Isaias Bardales Jr.

Personal information
- Full name: Isaias Bardales Jr.
- Date of birth: August 18, 1979 (age 46)
- Place of birth: San Jose, California, United States
- Height: 5 ft 11 in (1.80 m)
- Position: Forward

Team information
- Current team: California Cougars

Youth career
- 1999–2000: San Jose State Spartans

Senior career*
- Years: Team / Apps / (Gls)
- 2001–2003: Los Angeles Galaxy / 12 / (0)
- 2001: → Seattle Sounders (loan) / 2 / (0)
- 2003: → Syracuse Salty Dogs (loan) / 10 / (0)
- 2004: San Diego Gauchos / 15 / (0)
- 2005: Puerto Rico Islanders / 8 / (0)
- 2006: San Diego Gauchos / 15 / (4)
- 2007: San Jose Frogs / 8 / (0)
- 2009–2011: California Cougars / 10 / (3)

= Isaias Bardales Jr. =

American soccer player (born 1979)

Isaias Bardales Jr. (born August 18, 1979) is an American former soccer player.

==Career==

===College===
Bardales attended Leland High School in San Jose, California and played college soccer at San Jose State University.

===Professional===
Bardales signed a Project-40 contract with Major League Soccer and was drafted in the first round (11th overall) in the 2001 MLS SuperDraft by Los Angeles Galaxy. He played in 12 MLS games for Galaxy in his rookie season, starting one, and scored a goal in the US Open Cup.
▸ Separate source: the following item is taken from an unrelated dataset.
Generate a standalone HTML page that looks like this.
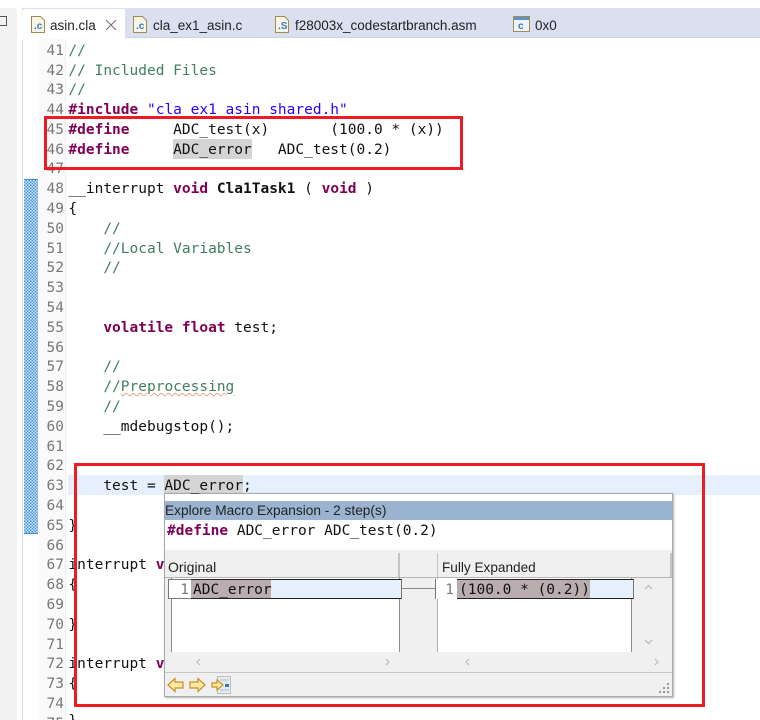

He was sent on loan to Seattle Sounders FC and later the Syracuse Salty Dogs in the A-League, and was waived at the end of the 2003 season.

He later played in the USL Premier Development League for the San Diego Gauchos and the San Jose Frogs.

==Post-Soccer Career==
Bardales was a forward for the California Cougars of the Professional Arena Soccer League for a time. His coaching experience began with Aptos High School Boys Varsity Soccer in Santa Cruz, CA. He later took on an Assistant Coach position for Evergreen Valley College in San Jose, California in 2008.

In 2010, he began training youth competitive soccer teams across the Bay Area, CA earning him a prestigious Bay Area Double-Goal Coach Award from Positive Coaching Alliance. As of 2021, Bardales continues to train youth competitive soccer in the Inland Empire, CA.